**Goal:** Identify and reproduce every line holding the string "this".

[Entries with page source code]

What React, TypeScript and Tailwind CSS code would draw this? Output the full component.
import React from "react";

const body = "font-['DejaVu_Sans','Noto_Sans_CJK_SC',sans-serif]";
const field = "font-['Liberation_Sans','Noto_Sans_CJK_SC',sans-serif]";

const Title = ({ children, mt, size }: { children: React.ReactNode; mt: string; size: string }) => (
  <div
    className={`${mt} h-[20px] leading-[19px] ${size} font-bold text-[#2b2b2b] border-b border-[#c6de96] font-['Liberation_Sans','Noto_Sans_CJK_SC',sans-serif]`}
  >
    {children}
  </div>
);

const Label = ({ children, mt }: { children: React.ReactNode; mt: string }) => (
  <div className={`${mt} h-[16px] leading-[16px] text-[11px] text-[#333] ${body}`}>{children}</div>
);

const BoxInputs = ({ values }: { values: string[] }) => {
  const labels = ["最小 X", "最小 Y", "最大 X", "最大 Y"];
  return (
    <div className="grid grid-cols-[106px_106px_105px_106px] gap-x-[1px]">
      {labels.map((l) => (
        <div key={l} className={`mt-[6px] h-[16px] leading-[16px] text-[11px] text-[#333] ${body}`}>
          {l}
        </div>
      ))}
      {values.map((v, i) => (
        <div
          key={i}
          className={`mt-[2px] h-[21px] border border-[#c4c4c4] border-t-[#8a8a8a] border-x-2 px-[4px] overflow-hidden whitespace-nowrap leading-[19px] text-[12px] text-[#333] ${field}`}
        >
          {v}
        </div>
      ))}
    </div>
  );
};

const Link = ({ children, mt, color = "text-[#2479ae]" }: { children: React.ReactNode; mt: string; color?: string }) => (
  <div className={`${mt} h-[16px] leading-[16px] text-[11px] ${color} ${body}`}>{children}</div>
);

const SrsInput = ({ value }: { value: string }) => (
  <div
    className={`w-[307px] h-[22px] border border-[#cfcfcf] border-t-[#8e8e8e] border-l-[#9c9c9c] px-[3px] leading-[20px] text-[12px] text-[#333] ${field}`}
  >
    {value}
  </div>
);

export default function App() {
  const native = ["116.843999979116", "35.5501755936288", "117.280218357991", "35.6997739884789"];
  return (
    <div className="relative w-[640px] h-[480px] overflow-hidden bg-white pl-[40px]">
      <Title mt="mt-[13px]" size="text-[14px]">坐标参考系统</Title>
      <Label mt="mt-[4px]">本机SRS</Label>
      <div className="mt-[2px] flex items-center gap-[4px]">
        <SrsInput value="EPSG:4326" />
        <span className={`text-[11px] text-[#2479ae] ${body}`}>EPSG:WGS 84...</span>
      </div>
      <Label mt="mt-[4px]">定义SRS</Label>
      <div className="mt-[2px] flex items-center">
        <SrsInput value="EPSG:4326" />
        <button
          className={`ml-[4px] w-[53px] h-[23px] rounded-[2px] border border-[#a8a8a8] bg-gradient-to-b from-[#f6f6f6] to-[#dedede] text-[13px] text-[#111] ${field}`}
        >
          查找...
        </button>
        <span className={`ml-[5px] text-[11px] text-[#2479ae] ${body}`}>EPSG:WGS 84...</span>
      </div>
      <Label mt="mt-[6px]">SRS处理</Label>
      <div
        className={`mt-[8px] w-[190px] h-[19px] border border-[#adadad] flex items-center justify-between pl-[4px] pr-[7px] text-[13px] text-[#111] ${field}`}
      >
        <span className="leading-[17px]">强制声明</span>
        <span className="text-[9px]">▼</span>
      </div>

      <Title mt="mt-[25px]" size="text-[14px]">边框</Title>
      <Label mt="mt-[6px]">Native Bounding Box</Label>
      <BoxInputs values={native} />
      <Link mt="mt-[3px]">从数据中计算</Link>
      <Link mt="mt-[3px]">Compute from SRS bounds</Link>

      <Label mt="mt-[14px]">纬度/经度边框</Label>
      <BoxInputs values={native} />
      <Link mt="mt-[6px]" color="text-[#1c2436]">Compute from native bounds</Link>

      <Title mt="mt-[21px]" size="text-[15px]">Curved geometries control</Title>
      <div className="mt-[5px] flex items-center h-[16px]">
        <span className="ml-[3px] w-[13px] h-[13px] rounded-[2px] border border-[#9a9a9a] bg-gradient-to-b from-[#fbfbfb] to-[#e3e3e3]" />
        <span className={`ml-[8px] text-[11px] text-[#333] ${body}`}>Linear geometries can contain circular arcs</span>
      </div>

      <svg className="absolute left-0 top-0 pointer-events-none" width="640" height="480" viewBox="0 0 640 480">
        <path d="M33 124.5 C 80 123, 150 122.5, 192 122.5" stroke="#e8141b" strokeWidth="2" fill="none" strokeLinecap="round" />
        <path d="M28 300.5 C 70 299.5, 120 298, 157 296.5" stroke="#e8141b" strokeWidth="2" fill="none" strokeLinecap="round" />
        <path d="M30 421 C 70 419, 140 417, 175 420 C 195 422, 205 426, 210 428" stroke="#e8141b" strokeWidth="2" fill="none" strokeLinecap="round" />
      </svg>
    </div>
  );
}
--
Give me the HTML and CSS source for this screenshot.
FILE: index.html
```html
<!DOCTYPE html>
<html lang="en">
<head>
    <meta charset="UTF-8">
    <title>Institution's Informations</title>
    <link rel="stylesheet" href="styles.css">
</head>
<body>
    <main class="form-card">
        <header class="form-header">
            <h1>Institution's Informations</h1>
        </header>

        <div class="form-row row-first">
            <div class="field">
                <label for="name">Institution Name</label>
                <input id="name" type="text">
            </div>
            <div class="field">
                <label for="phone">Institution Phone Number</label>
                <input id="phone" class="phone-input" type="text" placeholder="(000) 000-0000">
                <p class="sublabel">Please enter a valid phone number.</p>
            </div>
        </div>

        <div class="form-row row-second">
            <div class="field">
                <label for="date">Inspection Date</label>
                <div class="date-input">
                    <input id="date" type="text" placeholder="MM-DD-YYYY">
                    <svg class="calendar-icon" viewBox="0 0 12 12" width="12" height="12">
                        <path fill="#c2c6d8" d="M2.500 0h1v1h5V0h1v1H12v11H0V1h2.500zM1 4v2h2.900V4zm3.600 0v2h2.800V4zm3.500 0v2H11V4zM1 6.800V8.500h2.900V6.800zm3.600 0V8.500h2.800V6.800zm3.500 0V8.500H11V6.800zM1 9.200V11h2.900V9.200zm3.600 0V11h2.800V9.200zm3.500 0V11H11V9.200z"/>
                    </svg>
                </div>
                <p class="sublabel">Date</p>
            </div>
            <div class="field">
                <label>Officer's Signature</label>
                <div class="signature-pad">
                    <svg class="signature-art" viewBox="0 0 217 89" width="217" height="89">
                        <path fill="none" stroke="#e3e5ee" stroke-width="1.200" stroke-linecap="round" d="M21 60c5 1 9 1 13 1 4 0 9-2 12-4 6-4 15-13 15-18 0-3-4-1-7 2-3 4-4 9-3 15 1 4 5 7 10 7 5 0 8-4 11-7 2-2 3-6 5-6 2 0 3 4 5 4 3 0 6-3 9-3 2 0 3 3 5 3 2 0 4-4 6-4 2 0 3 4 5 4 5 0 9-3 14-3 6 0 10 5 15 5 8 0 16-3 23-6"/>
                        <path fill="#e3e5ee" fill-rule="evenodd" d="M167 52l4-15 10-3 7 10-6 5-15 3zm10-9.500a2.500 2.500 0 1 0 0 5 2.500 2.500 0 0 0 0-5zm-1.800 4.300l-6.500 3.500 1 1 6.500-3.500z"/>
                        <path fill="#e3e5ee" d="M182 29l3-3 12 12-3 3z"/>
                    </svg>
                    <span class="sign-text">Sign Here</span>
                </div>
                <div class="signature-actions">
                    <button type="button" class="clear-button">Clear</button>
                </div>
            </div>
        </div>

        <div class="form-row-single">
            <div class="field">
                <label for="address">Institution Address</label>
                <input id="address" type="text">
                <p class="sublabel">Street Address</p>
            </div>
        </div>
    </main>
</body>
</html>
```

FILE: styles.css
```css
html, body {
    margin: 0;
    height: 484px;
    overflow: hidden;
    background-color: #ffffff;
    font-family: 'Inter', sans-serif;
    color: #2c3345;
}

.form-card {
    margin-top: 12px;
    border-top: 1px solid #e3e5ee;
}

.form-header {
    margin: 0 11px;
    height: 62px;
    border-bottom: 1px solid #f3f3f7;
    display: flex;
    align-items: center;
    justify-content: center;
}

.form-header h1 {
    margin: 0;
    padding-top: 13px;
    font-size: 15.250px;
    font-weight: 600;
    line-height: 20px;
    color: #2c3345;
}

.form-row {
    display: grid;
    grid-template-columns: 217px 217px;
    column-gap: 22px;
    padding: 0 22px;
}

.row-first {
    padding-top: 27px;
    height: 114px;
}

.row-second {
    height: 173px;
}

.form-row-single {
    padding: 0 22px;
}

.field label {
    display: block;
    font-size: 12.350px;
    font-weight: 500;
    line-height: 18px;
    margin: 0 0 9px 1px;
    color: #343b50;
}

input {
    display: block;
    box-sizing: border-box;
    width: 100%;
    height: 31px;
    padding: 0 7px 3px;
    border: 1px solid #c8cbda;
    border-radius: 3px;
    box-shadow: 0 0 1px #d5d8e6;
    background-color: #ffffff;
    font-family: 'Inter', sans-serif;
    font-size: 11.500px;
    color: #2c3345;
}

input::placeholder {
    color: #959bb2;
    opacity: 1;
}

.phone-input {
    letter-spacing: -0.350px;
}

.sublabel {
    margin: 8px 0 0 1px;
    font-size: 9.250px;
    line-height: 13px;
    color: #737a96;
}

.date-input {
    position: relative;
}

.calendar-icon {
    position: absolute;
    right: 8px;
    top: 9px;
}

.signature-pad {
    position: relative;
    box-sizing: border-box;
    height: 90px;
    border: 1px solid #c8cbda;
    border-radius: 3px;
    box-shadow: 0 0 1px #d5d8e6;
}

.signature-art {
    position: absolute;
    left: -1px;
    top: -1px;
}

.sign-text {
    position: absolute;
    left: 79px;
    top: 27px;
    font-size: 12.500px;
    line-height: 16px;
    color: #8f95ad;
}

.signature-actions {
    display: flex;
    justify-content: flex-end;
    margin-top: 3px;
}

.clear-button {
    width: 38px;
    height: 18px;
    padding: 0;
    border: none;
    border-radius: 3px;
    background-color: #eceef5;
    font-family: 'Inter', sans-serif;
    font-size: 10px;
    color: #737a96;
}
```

**Exercise answer:**
What React, TypeScript and Tailwind CSS code would draw this? Output the full component.
Give me the HTML and CSS source for this screenshot.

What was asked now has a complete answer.